(Source data)
━━━━━━━━━━
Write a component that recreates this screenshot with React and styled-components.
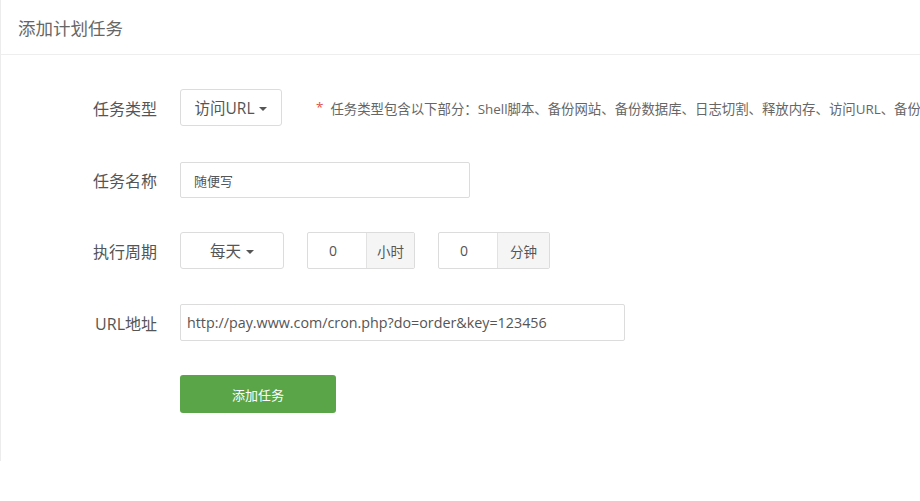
import React from "react";
import styled, { createGlobalStyle } from "styled-components";

const Global = createGlobalStyle`
  html, body { margin: 0; padding: 0; background: #fff; }
  body { font-family: "Open Sans", "Noto Sans CJK SC", sans-serif; color: #555; }
`;

const Panel = styled.div`
  width: 920px;
  height: 461px;
  box-sizing: border-box;
  border-left: 1px solid #ececec;
  background: #fff;
  overflow: hidden;
`;

const Header = styled.div`
  height: 55px;
  box-sizing: border-box;
  border-bottom: 1px solid #eeeeee;
  display: flex;
  align-items: center;
  padding-left: 17px;
  font-size: 17.5px;
  color: #666;
`;

const Form = styled.div`
  display: flex;
  flex-direction: column;
`;

const Row = styled.div`
  display: flex;
  align-items: center;
  height: ${p => p.$h || 37}px;
  margin-top: ${p => p.$mt}px;
`;

const Label = styled.div`
  width: 156px;
  margin-right: 23px;
  text-align: right;
  font-size: 16px;
  color: #555;
  flex-shrink: 0;
`;

const SelectBtn = styled.div`
  box-sizing: border-box;
  height: 37px;
  width: ${p => p.$w}px;
  border: 1px solid #dcdcdc;
  border-radius: 3px;
  display: flex;
  align-items: center;
  justify-content: center;
  gap: 5px;
  font-size: 15.5px;
  color: #555;
  background: #fff;
  flex-shrink: 0;
`;

const Caret = styled.span`
  display: inline-block;
  width: 0;
  height: 0;
  border-left: 4px solid transparent;
  border-right: 4px solid transparent;
  border-top: 4px solid #555;
  margin-top: 2px;
`;

const Hint = styled.div`
  margin-left: 34px;
  font-size: 13.4px;
  color: #666;
  white-space: nowrap;
  display: flex;
  gap: 7px;
`;

const Star = styled.span`
  color: #e0524a;
`;

const TextInput = styled.div`
  box-sizing: border-box;
  height: ${p => p.$h || 37}px;
  width: ${p => p.$w}px;
  border: 1px solid #dcdcdc;
  border-radius: 2px;
  display: flex;
  align-items: center;
  padding-left: ${p => p.$pl || 12}px;
  font-size: ${p => p.$fs || 13}px;
  color: #555;
`;

const Group = styled.div`
  display: flex;
  height: 37px;
  box-sizing: border-box;
  border: 1px solid #dcdcdc;
  border-radius: 2px;
  margin-left: ${p => p.$ml}px;
  flex-shrink: 0;
`;

const GroupField = styled.div`
  width: 59px;
  box-sizing: border-box;
  display: flex;
  align-items: center;
  padding-left: 21px;
  font-size: 14px;
  color: #555;
  border-right: 1px solid #e2e2e2;
`;

const AddOn = styled.div`
  width: ${p => p.$w}px;
  background: #f5f5f5;
  display: flex;
  align-items: center;
  justify-content: center;
  font-size: 13.5px;
  color: #555;
`;

const Submit = styled.div`
  margin-left: 179px;
  width: 156px;
  height: 38px;
  border-radius: 3px;
  background: #5aa547;
  color: #fff;
  font-size: 13px;
  display: flex;
  align-items: center;
  justify-content: center;
`;

export default function App() {
  return (
    <>
      <Global />
      <Panel>
        <Header>添加计划任务</Header>
        <Form>
          <Row $mt={34}>
            <Label>任务类型</Label>
            <SelectBtn $w={102}>访问URL <Caret /></SelectBtn>
            <Hint>
              <Star>*</Star>
              <span>任务类型包含以下部分：Shell脚本、备份网站、备份数据库、日志切割、释放内存、访问URL、备份</span>
            </Hint>
          </Row>
          <Row $mt={36} $h={36}>
            <Label>任务名称</Label>
            <TextInput $w={290} $h={36} $pl={13}>随便写</TextInput>
          </Row>
          <Row $mt={34}>
            <Label>执行周期</Label>
            <SelectBtn $w={104}>每天 <Caret /></SelectBtn>
            <Group $ml={23}>
              <GroupField>0</GroupField>
              <AddOn $w={47}>小时</AddOn>
            </Group>
            <Group $ml={23}>
              <GroupField>0</GroupField>
              <AddOn $w={51}>分钟</AddOn>
            </Group>
          </Row>
          <Row $mt={35}>
            <Label>URL地址</Label>
            <TextInput $w={445} $pl={6} $fs={14.3}>http://pay.www.com/cron.php?do=order&amp;key=123456</TextInput>
          </Row>
          <Row $mt={34} $h={38}>
            <Submit>添加任务</Submit>
          </Row>
        </Form>
      </Panel>
    </>
  );
}
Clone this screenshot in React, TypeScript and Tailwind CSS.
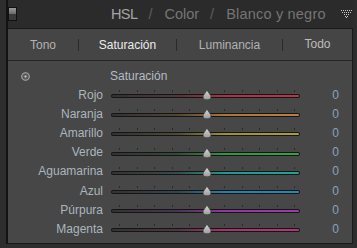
import React from "react";

const rows = [
  { name: "Rojo", grad: "bg-[linear-gradient(to_right,#333_0%,#523638_35%,#a83444_60%,#b43848_100%)]" },
  { name: "Naranja", grad: "bg-[linear-gradient(to_right,#333_0%,#524436_35%,#aa7440_60%,#b88046_100%)]" },
  { name: "Amarillo", grad: "bg-[linear-gradient(to_right,#333_0%,#4e4a36_35%,#9c9032_60%,#aa9e36_100%)]" },
  { name: "Verde", grad: "bg-[linear-gradient(to_right,#333_0%,#364a3a_35%,#349444_60%,#38a048_100%)]" },
  { name: "Aguamarina", grad: "bg-[linear-gradient(to_right,#333_0%,#364c4c_35%,#229890_60%,#26a098_100%)]" },
  { name: "Azul", grad: "bg-[linear-gradient(to_right,#333_0%,#364450_35%,#287eaa_60%,#2a88b6_100%)]" },
  { name: "Púrpura", grad: "bg-[linear-gradient(to_right,#333_0%,#48364e_35%,#8e38a0_60%,#9a3eaa_100%)]" },
  { name: "Magenta", grad: "bg-[linear-gradient(to_right,#333_0%,#503644_35%,#aa326e_60%,#b4367a_100%)]" },
];

function Thumb() {
  return (
    <svg width="10" height="10" viewBox="0 0 10 10" className="absolute left-[91px] top-0">
      <defs>
        <linearGradient id="tg" x1="0" y1="0" x2="0" y2="1">
          <stop offset="0" stopColor="#d8d8d8" />
          <stop offset="1" stopColor="#9a9a9a" />
        </linearGradient>
      </defs>
      <path d="M5 0.3 L8.6 5.6 Q10 9.8 5 9.8 Q0 9.8 1.4 5.6 Z" fill="url(#tg)" stroke="#3a3a3a" strokeWidth="0.6" />
    </svg>
  );
}

function Slider({ grad }: { grad: string }) {
  return (
    <div className="relative w-[189px] h-[12px] mt-[3px]">
      <div className="absolute left-[8px] top-0 w-[176px] h-[2px] flex justify-between">
        {Array.from({ length: 11 }).map((_, i) => (
          <div key={i} className="w-px h-[2px] bg-[#2a2a2a]" />
        ))}
      </div>
      <div className="absolute left-0 top-[4px] w-[189px] h-[4px] rounded-full bg-[#151515] p-[1px]">
        <div className={"h-[2px] w-full rounded-full " + grad} />
      </div>
      <Thumb />
    </div>
  );
}

function Triangle() {
  const dots: [number, number][] = [];
  [0, 2, 4, 6, 8, 10].forEach((x) => dots.push([x, 0]));
  [1, 3, 5, 7, 9].forEach((x) => dots.push([x, 2]));
  [3, 5, 7].forEach((x) => dots.push([x, 4]));
  [4, 6].forEach((x) => dots.push([x, 6]));
  dots.push([5, 7]);
  return (
    <svg width="11" height="8" viewBox="0 0 11 8">
      {dots.map(([x, y], i) => (
        <rect key={i} x={x} y={y} width="1" height="1" fill="#c8c8c8" />
      ))}
    </svg>
  );
}

export default function App() {
  const font = { fontFamily: '"Liberation Sans", Arial, sans-serif' };
  return (
    <div className="w-[357px] h-[248px] bg-[#2d2d2d] flex pl-[6px] pr-[4px] pb-[4px] overflow-hidden" style={font}>
      <div className="flex-1 flex flex-col border-l-2 border-[#131313]">
        <div className="h-[28px] flex items-center bg-[#2b2b2b] shrink-0">
          <div className="w-[9px] h-[14px] border border-[#111] flex flex-col">
            <div className="flex-1 bg-[linear-gradient(#9a9a9a,#6a6a6a)]" />
            <div className="flex-1 bg-[#3a3a3a]" />
          </div>
          <span className="ml-[94px] text-[14.5px] leading-none text-[#a4a4a4] tracking-[-0.6px]">HSL</span>
          <span className="ml-[11px] text-[14.5px] leading-none text-[#5e5e5e]">/</span>
          <span className="ml-[12px] text-[14.5px] leading-none text-[#757575]">Color</span>
          <span className="ml-[11px] text-[14.5px] leading-none text-[#5e5e5e]">/</span>
          <span className="ml-[12px] text-[14.5px] leading-none text-[#757575] tracking-[0.2px]">Blanco y negro</span>
          <div className="ml-auto mr-[1px] flex items-center">
            <Triangle />
          </div>
        </div>
        <div className="flex-1 flex flex-col border-t border-r border-b border-[#1a1a1a] bg-[#474747]">
          <div className="h-[31px] flex items-center bg-[#454545] text-[12px] shrink-0">
            <div className="w-[70px] text-center text-[#b2b2b2]">Tono</div>
            <div className="w-px h-[12px] bg-[#2a2a2a]" />
            <div className="w-[97px] text-center text-[#ececec]">Saturación</div>
            <div className="w-px h-[12px] bg-[#2a2a2a]" />
            <div className="w-[105px] text-center text-[#b2b2b2]">Luminancia</div>
            <div className="w-px h-[12px] bg-[#2a2a2a]" />
            <div className="flex-1 text-center text-[#bcbcbc] -mt-[2px]">Todo</div>
          </div>
          <div className="h-px bg-[#262626] shrink-0" />
          <div className="flex-1 flex flex-col pt-[7px]">
            <div className="h-[16px] flex items-center relative">
              <div className="w-[13px]" />
              <svg width="9" height="9" viewBox="0 0 9 9">
                <circle cx="4.5" cy="4.5" r="3.8" fill="#5a5a5a" stroke="#a8a8a8" strokeWidth="1.1" />
                <circle cx="4.5" cy="4.5" r="1.1" fill="#d0d0d0" />
              </svg>
              <span className="ml-[80px] text-[12px] text-[#b4bcc2]">Saturación</span>
            </div>
            <div className="mt-[1px] flex flex-col">
              {rows.map((r) => (
                <div key={r.name} className="h-[19.2px] flex items-center">
                  <div className="w-[95px] text-right text-[12px] leading-none text-[#aab6be]">{r.name}</div>
                  <div className="w-[8px]" />
                  <Slider grad={r.grad} />
                  <div className="w-[39px] text-right text-[12px] leading-none text-[#8aa2ba]">0</div>
                </div>
              ))}
            </div>
          </div>
        </div>
      </div>
    </div>
  );
}
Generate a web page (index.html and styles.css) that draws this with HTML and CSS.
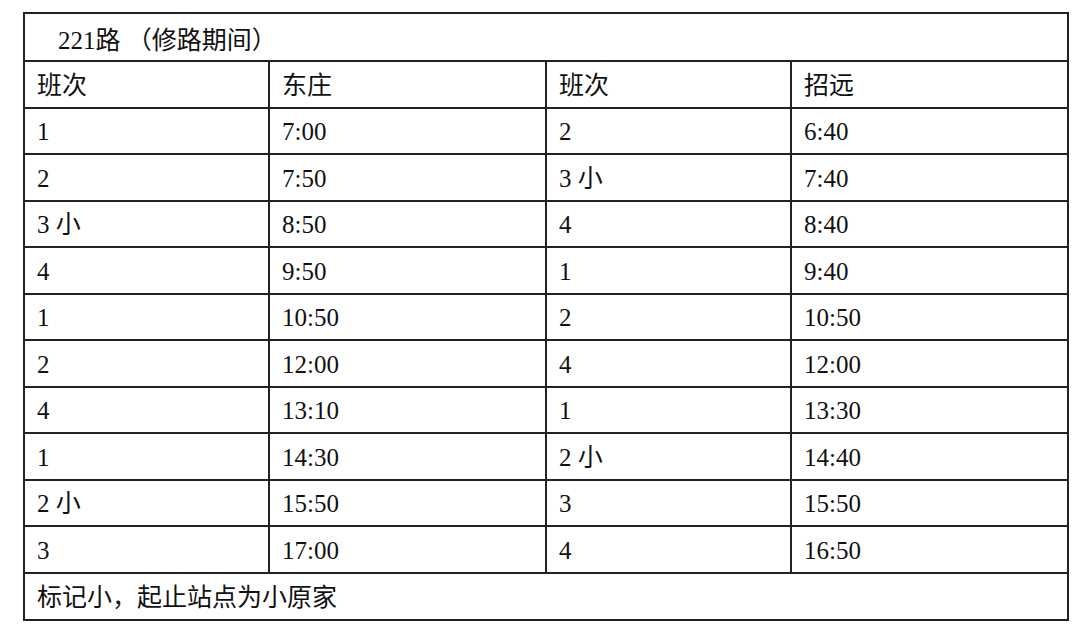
FILE: index.html
```html
<!DOCTYPE html>
<html lang="zh-CN">
<head>
<meta charset="utf-8">
<title>221路（修路期间）</title>
<link rel="stylesheet" href="styles.css">
</head>
<body>
<div class="page">
<table class="timetable">
  <colgroup>
    <col class="c-narrow"><col class="c-wide"><col class="c-narrow"><col class="c-wide">
  </colgroup>
  <tr class="r-title"><td colspan="4" class="title">221路 （修路期间）</td></tr>
  <tr class="r-row"><td>班次</td><td>东庄</td><td>班次</td><td>招远</td></tr>
  <tr class="r-row"><td>1</td><td>7:00</td><td>2</td><td>6:40</td></tr>
  <tr class="r-row"><td>2</td><td>7:50</td><td>3 小</td><td>7:40</td></tr>
  <tr class="r-row"><td>3 小</td><td>8:50</td><td>4</td><td>8:40</td></tr>
  <tr class="r-row"><td>4</td><td>9:50</td><td>1</td><td>9:40</td></tr>
  <tr class="r-row"><td>1</td><td>10:50</td><td>2</td><td>10:50</td></tr>
  <tr class="r-row"><td>2</td><td>12:00</td><td>4</td><td>12:00</td></tr>
  <tr class="r-row"><td>4</td><td>13:10</td><td>1</td><td>13:30</td></tr>
  <tr class="r-row"><td>1</td><td>14:30</td><td>2 小</td><td>14:40</td></tr>
  <tr class="r-row"><td>2 小</td><td>15:50</td><td>3</td><td>15:50</td></tr>
  <tr class="r-row"><td>3</td><td>17:00</td><td>4</td><td>16:50</td></tr>
  <tr class="r-foot"><td colspan="4">标记小，起止站点为小原家</td></tr>
</table>
</div>
</body>
</html>
```
FILE: styles.css
```css
html, body {
  margin: 0;
  padding: 0;
  background: #ffffff;
}
.page {
  padding: 12px 0 0 23px;
}
.timetable {
  border-collapse: collapse;
  table-layout: fixed;
  width: 1045px;
  border: 2.5px solid #111;
  font-family: "Liberation Serif", "Noto Sans CJK SC", serif;
  font-size: 25px;
  color: #111;
}
.c-narrow { width: 245px; }
.c-wide { width: 277px; }
.timetable td {
  border: 2px solid #222;
  padding: 2px 12px 0 12px;
  vertical-align: middle;
  line-height: 1;
  white-space: nowrap;
}
.r-title { height: 48px; }
.r-row { height: 46.5px; }
.r-foot { height: 47px; }
.timetable td.title {
  padding-left: 33px;
  padding-top: 6px;
}
```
━━━━━━━━━━
REQUIRED WORK: Give the number of lines that carry the word "page", with nothing added.

COMPLETE OUTPUT: 3